» **What to produce**
Below are the records. Gather each line that holds "React".

» **Exercise materials**
_____

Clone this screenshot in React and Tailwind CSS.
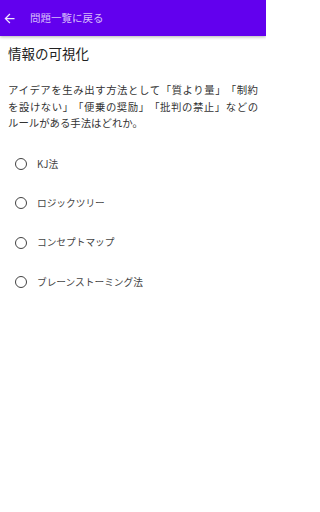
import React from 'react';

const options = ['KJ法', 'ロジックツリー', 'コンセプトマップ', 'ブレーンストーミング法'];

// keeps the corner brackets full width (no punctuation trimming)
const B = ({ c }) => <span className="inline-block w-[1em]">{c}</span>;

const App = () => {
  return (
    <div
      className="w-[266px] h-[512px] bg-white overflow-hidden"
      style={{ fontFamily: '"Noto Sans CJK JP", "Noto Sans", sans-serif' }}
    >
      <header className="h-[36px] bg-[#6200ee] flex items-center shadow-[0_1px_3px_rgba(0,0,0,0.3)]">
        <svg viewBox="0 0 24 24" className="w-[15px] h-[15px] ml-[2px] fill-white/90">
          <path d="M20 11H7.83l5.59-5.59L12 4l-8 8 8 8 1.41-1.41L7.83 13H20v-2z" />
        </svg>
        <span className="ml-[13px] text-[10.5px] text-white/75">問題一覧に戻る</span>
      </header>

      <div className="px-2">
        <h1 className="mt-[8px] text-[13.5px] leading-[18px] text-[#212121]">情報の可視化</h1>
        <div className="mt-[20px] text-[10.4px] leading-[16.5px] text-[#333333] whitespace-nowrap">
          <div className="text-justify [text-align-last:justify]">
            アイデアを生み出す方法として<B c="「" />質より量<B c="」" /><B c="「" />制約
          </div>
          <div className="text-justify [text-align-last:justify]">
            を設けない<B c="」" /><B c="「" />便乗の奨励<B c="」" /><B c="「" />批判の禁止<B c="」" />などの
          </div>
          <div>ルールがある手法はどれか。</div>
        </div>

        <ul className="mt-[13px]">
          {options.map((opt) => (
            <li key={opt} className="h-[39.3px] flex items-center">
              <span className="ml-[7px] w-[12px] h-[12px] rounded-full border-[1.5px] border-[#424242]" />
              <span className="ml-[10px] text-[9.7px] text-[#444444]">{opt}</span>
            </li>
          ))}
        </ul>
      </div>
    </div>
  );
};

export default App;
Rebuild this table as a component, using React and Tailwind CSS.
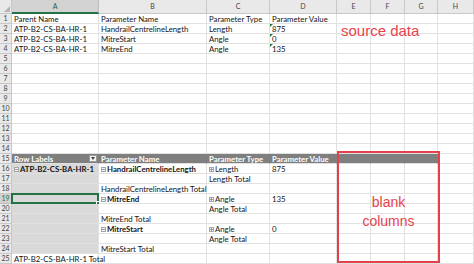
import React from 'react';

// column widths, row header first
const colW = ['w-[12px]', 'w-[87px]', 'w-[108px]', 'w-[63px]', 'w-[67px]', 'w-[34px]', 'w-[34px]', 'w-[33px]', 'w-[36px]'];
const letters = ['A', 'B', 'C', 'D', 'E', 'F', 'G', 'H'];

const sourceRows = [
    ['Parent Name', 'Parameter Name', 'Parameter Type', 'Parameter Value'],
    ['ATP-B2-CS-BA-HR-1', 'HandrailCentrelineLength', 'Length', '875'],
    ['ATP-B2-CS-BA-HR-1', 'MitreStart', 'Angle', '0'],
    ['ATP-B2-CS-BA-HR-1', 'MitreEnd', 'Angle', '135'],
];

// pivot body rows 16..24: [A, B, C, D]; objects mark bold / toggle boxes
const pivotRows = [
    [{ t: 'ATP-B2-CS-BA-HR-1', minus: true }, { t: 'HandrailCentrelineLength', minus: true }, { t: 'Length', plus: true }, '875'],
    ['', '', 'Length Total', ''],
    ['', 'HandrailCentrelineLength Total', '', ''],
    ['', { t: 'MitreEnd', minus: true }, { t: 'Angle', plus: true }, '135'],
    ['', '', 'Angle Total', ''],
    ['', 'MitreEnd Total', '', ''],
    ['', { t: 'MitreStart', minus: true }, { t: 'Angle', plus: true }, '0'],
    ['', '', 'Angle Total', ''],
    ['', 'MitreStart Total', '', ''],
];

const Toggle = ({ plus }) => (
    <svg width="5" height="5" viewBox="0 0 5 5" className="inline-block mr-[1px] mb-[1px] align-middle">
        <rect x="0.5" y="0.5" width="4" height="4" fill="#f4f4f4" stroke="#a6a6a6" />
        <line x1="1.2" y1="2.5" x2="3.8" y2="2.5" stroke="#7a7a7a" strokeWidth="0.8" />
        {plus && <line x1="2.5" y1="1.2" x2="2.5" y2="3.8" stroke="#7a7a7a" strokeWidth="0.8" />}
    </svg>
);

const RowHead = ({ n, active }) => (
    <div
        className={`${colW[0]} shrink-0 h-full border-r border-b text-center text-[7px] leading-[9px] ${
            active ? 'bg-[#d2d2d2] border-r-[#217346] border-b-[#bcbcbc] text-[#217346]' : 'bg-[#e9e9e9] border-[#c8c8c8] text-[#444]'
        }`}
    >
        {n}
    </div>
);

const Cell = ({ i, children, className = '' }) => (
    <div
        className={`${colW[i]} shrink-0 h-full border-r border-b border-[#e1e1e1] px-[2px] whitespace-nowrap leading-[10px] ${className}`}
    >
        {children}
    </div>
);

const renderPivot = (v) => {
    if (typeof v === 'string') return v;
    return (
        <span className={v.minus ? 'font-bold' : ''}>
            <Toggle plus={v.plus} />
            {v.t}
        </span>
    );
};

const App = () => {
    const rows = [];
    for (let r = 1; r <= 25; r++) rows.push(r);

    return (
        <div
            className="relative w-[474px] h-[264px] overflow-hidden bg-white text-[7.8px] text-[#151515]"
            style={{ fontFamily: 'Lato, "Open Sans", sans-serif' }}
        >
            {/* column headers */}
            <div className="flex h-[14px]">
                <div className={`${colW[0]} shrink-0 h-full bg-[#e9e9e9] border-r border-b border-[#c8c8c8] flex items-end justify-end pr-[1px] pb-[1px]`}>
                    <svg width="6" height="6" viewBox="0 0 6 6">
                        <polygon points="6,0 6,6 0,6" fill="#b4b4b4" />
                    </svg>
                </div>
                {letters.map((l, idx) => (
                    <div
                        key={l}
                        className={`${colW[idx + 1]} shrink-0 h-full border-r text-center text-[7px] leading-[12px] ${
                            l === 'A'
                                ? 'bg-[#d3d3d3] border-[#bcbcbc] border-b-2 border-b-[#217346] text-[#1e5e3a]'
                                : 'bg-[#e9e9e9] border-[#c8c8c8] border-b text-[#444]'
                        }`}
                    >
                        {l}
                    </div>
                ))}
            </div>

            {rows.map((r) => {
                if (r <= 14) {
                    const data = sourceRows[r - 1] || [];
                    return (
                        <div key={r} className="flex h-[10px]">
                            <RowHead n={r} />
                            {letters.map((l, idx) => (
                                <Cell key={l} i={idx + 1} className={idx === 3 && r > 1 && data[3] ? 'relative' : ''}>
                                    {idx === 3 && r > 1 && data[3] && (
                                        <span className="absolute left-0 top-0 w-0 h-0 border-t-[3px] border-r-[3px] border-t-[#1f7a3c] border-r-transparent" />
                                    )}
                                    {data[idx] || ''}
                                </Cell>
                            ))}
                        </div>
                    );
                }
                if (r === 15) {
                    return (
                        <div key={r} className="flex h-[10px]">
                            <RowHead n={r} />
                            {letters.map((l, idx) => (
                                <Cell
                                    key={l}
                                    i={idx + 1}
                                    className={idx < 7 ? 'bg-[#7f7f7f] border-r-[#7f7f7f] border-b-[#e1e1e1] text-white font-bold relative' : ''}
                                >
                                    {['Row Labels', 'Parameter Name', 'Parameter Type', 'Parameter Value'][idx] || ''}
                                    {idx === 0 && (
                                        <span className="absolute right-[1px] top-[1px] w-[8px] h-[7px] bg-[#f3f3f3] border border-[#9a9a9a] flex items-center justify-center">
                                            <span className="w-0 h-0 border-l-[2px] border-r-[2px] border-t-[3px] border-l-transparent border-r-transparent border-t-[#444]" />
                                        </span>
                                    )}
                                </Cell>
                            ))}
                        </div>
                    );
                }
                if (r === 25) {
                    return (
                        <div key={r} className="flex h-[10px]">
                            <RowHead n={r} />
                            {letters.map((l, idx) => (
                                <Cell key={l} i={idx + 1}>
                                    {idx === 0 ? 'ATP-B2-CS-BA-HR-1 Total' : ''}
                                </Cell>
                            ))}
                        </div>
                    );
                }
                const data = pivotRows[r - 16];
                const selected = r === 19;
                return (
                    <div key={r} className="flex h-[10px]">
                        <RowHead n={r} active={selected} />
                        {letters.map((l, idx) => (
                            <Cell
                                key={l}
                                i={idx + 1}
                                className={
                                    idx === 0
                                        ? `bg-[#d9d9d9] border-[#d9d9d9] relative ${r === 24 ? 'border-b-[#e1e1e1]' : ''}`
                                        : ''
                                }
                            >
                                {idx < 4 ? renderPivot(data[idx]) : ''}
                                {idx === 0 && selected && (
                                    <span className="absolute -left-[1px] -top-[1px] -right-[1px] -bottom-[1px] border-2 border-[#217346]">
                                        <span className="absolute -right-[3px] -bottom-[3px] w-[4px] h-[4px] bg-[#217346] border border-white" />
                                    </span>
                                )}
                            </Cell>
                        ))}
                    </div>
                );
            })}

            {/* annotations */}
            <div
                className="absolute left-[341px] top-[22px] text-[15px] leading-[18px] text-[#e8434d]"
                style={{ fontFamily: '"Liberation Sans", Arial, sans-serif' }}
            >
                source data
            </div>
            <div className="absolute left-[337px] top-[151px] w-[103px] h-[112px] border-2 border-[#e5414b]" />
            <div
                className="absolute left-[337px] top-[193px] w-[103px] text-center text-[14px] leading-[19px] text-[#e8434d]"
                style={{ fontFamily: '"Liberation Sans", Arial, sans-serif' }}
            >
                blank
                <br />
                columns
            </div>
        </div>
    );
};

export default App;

_____

» **Solution**
Clone this screenshot in React and Tailwind CSS.
import React from 'react';
Rebuild this table as a component, using React and Tailwind CSS.
import React from 'react';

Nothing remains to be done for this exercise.